Cermati kisah kedua anak Nabi Syu’aib berikut yang diabadikan oleh Al Qur’an:
فَجَاءَتْهُ إِحْدَاهُمَا تَمْشِي عَلَى اسْتِحْيَاءٍ قَالَتْ إِنَّ أَبِي يَدْعُوكَ لِيَجْزِيَكَ أَجْرَ مَا سَقَيْتَ لَنَا
Kemudian datanglah kepada Musa salah seorang dari kedua wanita itu berjalan kemalu-maluan, ia berkata: “Sesungguhnya bapakku memanggil kamu agar ia memberikan balasan terhadap (kebaikan)mu memberi minum (ternak) kami“. (QS Al Qassash 25)
Lihat betapa rasa malu sebagai fitrah sangat melekat pada diri seorang wanita, sekalipun dalam posisi diperintahkan oleh orangtuanya sendiri. Sedangkan yang dilakukan oleh oknum-oknum akhwat tersebut akankah atas ridho kedua orangtuanya? Ataukah sebenarnya orangtua mereka sudah melarang dari ber sosmed ria untuk menjaga marwah keluarga dan ‘iffah anak-anak gadis mereka itu.
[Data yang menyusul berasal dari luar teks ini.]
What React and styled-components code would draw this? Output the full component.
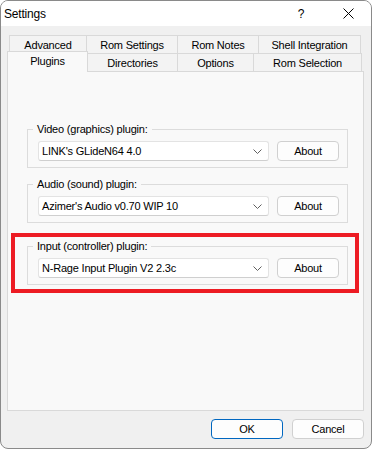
import React from "react";
import styled, { createGlobalStyle } from "styled-components";

const Global = createGlobalStyle`
  html, body { margin: 0; padding: 0; background: #ffffff; }
  body { font-family: "Liberation Sans", Arial, sans-serif; font-size: 11px; color: #000; letter-spacing: -0.2px; }
  * { box-sizing: border-box; }
`;

const Window = styled.div`
  width: 372px;
  height: 449px;
  border: 1px solid #8a8a8a;
  border-radius: 8px;
  background: #f0f0f0;
  overflow: hidden;
  display: flex;
  flex-direction: column;
`;

const TitleBar = styled.div`
  height: 25px;
  background: #ffffff;
  display: flex;
  align-items: center;
  padding-left: 3px;
  font-size: 12px;
`;

const Title = styled.div`
  flex: 1;
`;

const HelpGlyph = styled.div`
  width: 46px;
  text-align: center;
  font-size: 12px;
  padding-right: 2px;
`;

const CloseBtn = styled.div`
  width: 46px;
  display: flex;
  justify-content: center;
  align-items: center;
`;

const Body = styled.div`
  flex: 1;
  display: flex;
  flex-direction: column;
  padding: 9px 7px 0 6px;
`;

const TabRow = styled.div`
  display: flex;
  height: 18px;
  padding-left: ${(p) => p.$indent}px;
`;

const Tab = styled.div`
  width: ${(p) => p.$w}px;
  height: ${(p) => (p.$active ? 21 : 18)}px;
  margin-top: ${(p) => (p.$active ? -2 : 0)}px;
  margin-left: ${(p) => (p.$active ? -2 : 0)}px;
  margin-right: -1px;
  border: 1px solid #d9d9d9;
  border-bottom: none;
  background: ${(p) => (p.$active ? "#f9f9f9" : "#f3f3f3")};
  display: flex;
  justify-content: center;
  align-items: center;
  padding-bottom: ${(p) => (p.$active ? 3 : 0)}px;
  position: relative;
  z-index: ${(p) => (p.$active ? 2 : 0)};
  white-space: nowrap;
`;

const Panel = styled.div`
  height: 340px;
  border: 1px solid #d9d9d9;
  background: #f9f9f9;
  padding: 49px 15px 0 19px;
  display: flex;
  flex-direction: column;
`;

const Group = styled.fieldset`
  margin: ${(p) => p.$mt}px 0 0 0;
  padding: 4px 7px 6px 10px;
  border: 1px solid #dcdcdc;
  min-width: 0;
  display: flex;
  align-items: center;
  gap: 8px;
`;

const Legend = styled.legend`
  padding: 0 4px;
  margin-left: -5px;
  line-height: 16px;
  font-size: 11px;
`;

const Controls = styled.div`
  display: flex;
  gap: 8px;
  width: 100%;
`;

const Select = styled.div`
  width: 231px;
  height: 20px;
  background: #ffffff;
  border: 1px solid #e3e3e3;
  border-bottom-color: #cfcfcf;
  border-radius: 3px;
  display: flex;
  align-items: center;
  padding-left: 3px;
  padding-right: 6px;
`;

const SelectText = styled.span`
  flex: 1;
  white-space: nowrap;
`;

const Button = styled.div`
  width: ${(p) => p.$w}px;
  height: 20px;
  border: 1px solid ${(p) => (p.$primary ? "#0067c0" : "#d0d0d0")};
  border-radius: 4px;
  background: #fdfdfd;
  display: flex;
  align-items: center;
  justify-content: center;
`;

const Highlight = styled.div`
  margin: 10px -11px 0 -16px;
  border: 4px solid #ed1c24;
  padding: 1px 7px 4px 12px;
  display: flex;
  flex-direction: column;
`;

const Footer = styled.div`
  display: flex;
  justify-content: flex-end;
  gap: 9px;
  padding-top: 8px;
`;

const Chevron = () => (
  <svg width="9" height="5" viewBox="0 0 9 5">
    <path d="M0.5 0.5 L4.5 4.5 L8.5 0.5" fill="none" stroke="#606060" strokeWidth="1" />
  </svg>
);

const CloseIcon = () => (
  <svg width="11" height="11" viewBox="0 0 11 11">
    <path d="M0.5 0.5 L10.5 10.5 M10.5 0.5 L0.5 10.5" stroke="#000" strokeWidth="1" />
  </svg>
);

const row1 = [
  { label: "Advanced", w: 78 },
  { label: "Rom Settings", w: 92 },
  { label: "Rom Notes", w: 82 },
  { label: "Shell Integration", w: 103 },
];
const row2 = [
  { label: "Plugins", w: 81, active: true },
  { label: "Directories", w: 91 },
  { label: "Options", w: 77 },
  { label: "Rom Selection", w: 109 },
];

const PluginGroup = ({ legend, value, mt = 0 }) => (
  <Group $mt={mt}>
    <Legend>{legend}</Legend>
    <Controls>
      <Select>
        <SelectText>{value}</SelectText>
        <Chevron />
      </Select>
      <Button $w={62}>About</Button>
    </Controls>
  </Group>
);

export default function App() {
  return (
    <>
      <Global />
      <Window>
        <TitleBar>
          <Title>Settings</Title>
          <HelpGlyph>?</HelpGlyph>
          <CloseBtn>
            <CloseIcon />
          </CloseBtn>
        </TitleBar>
        <Body>
          <TabRow $indent={2}>
            {row1.map((t) => (
              <Tab key={t.label} $w={t.w}>{t.label}</Tab>
            ))}
          </TabRow>
          <TabRow $indent={2}>
            {row2.map((t) => (
              <Tab key={t.label} $w={t.w} $active={t.active}>{t.label}</Tab>
            ))}
          </TabRow>
          <Panel>
            <PluginGroup legend="Video (graphics) plugin:" value="LINK's GLideN64 4.0" />
            <PluginGroup legend="Audio (sound) plugin:" value="Azimer's Audio v0.70 WIP 10" mt={8} />
            <Highlight>
              <PluginGroup legend="Input (controller) plugin:" value="N-Rage Input Plugin V2 2.3c" />
            </Highlight>
          </Panel>
          <Footer>
            <Button $w={72} $primary>OK</Button>
            <Button $w={72}>Cancel</Button>
          </Footer>
        </Body>
      </Window>
    </>
  );
}
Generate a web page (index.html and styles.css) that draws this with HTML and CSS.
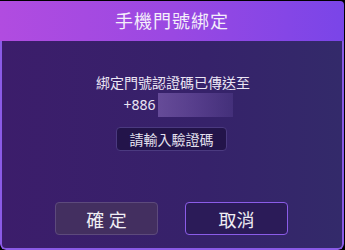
FILE: index.html
```html
<!DOCTYPE html>
<html lang="zh-Hant">
<head>
<meta charset="utf-8">
<link rel="stylesheet" href="styles.css">
</head>
<body>
<div class="dialog">
  <div class="header">手機門號綁定</div>
  <div class="body">
    <div class="msg">綁定門號認證碼已傳送至</div>
    <div class="phone"><span class="code">+886</span><span class="masked"></span></div>
    <div class="input">請輸入驗證碼</div>
    <div class="actions">
      <div class="btn confirm">確 定</div>
      <div class="btn cancel">取消</div>
    </div>
  </div>
</div>
</body>
</html>
```
FILE: styles.css
```css
html, body {
  margin: 0;
  padding: 0;
  background: #000;
}
body {
  width: 345px;
  height: 250px;
  overflow: hidden;
  font-family: "Noto Sans", "Noto Sans CJK TC", sans-serif;
}
.dialog {
  margin-top: 1px;
  width: 344px;
  height: 249px;
  border-radius: 0 4px 6px 6px;
  overflow: hidden;
  display: flex;
  flex-direction: column;
}
.header {
  height: 40px;
  flex: none;
  box-sizing: border-box;
  padding-bottom: 3px;
  display: flex;
  align-items: center;
  justify-content: center;
  background: linear-gradient(90deg, #b14ce0 0%, #9a48e2 50%, #7a45e8 100%);
  color: #f4eefa;
  font-size: 18px;
  letter-spacing: 1px;
}
.body {
  flex: 1;
  box-sizing: border-box;
  border: 2px solid #8a5ae6;
  border-top: none;
  border-radius: 0 0 6px 6px;
  background: linear-gradient(90deg, #3c1d6b 0%, #36226a 60%, #332a6a 100%);
  padding-top: 32px;
  display: flex;
  flex-direction: column;
  align-items: center;
  color: #ece6f4;
}
.msg {
  font-size: 14px;
  line-height: 20px;
  height: 20px;
  padding-left: 2px;
}
.phone {
  display: flex;
  align-items: center;
  height: 24px;
  font-size: 14px;
  padding-left: 12px;
}
.code {
  line-height: 20px;
  margin-right: 2px;
}
.masked {
  width: 75px;
  height: 24px;
  background: linear-gradient(90deg, rgba(140,110,190,0.55) 0%, rgba(125,95,180,0.45) 50%, rgba(110,85,170,0.25) 100%);
}
.input {
  margin-top: 10px;
  width: 111px;
  height: 24px;
  box-sizing: border-box;
  border: 1px solid #4b3a80;
  border-radius: 4px;
  background: #23144a;
  display: flex;
  align-items: center;
  justify-content: center;
  font-size: 14px;
  color: #e4e0ee;
  margin-right: 1px;
}
.actions {
  margin-top: 51px;
  display: flex;
  gap: 27px;
  margin-right: 1px;
}
.btn {
  width: 103px;
  height: 33px;
  box-sizing: border-box;
  border-radius: 4px;
  display: flex;
  align-items: center;
  justify-content: center;
  font-size: 18px;
  color: #f0eef4;
}
.confirm {
  background: #432f60;
  border: 1px solid #5d4a7c;
}
.cancel {
  background: #2b1b58;
  border: 1px solid #8b5ce8;
}
```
Kemudian, jika mereka mengakui bahwa perbuatan mereka tersebut bukan didasari oleh khayalan haram diatas, lantas apa? Akankah ia sebuah fenomena latah mengikuti trend di media sosial? Latah mengikuti meme-meme tentang kesohor nasional atau internasional yang mana jika mau diakui sebenarnya sosok yang dikagumi dalam meme itu hakikatnya adalah para pengumbar aurat dan penjaja maksiat? Sekali lagi pantaskah? Dan sudikah kelak mereka para akhwat tersebut dikumpulkan bersama para idola yang notabene tidak layak untuk dikagumi oleh pribadi muslim/muslimah tersebut, renungi hadits berikut:
(المَرْءُ مَعَ مَنْ أَحَبَّ)
“Seseorang akan dikumpulkan bersama sosok yang ia cintai” (HR. Bukhari-Muslim)
NASEHAT
Islam memang sangat menganjurkan pemuda-pemudi untuk segera menikah, akan tetapi bukan berarti setiap waktu pembahasannya adalah tentang nikah, sehingga membuat baper setiap single kemana ia pergi.
Semua percaya jika urusan jodoh sudah diatur, berarti begitu tentang waktu kapan didapatkannya, jadi lebih baik seorang pemuda/pemudi terus berusaha menjadi pribadi yang lebih baik setiap harinya, daripada menggalaukan status orang lain, karena dengan memantaskan diri terlebih dahulu, insyaallah jodoh yang akan diberikan-Nya sesuai dengan yang diharapkan, sebab JODOH ADALAH REFLEKSI DIRI KAMU, sebagaimana yang disuratkan dalam firman-Nya:
الْخَبِيثَاتُ لِلْخَبِيثِينَ وَالْخَبِيثُونَ لِلْخَبِيثَاتِ ۖ وَالطَّيِّبَاتُ لِلطَّيِّبِينَ وَالطَّيِّبُونَ لِلطَّيِّبَاتِ ۚ
Wanita-wanita yang keji adalah untuk laki-laki yang keji, dan laki-laki yang keji adalah buat wanita-wanita yang keji (pula), dan wanita-wanita yang baik adalah untuk laki-laki yang baik dan laki-laki yang baik adalah untuk wanita-wanita yang baik (pula). (QS An Nur 26)
Jadi jika kamu berharap mendapatkan jodoh dengan kriteria tinggi, maka engkau juga harus menjadi sosok yang berkelas tinggi pula, jika tidak? Jauh api dari panggang itu namanya.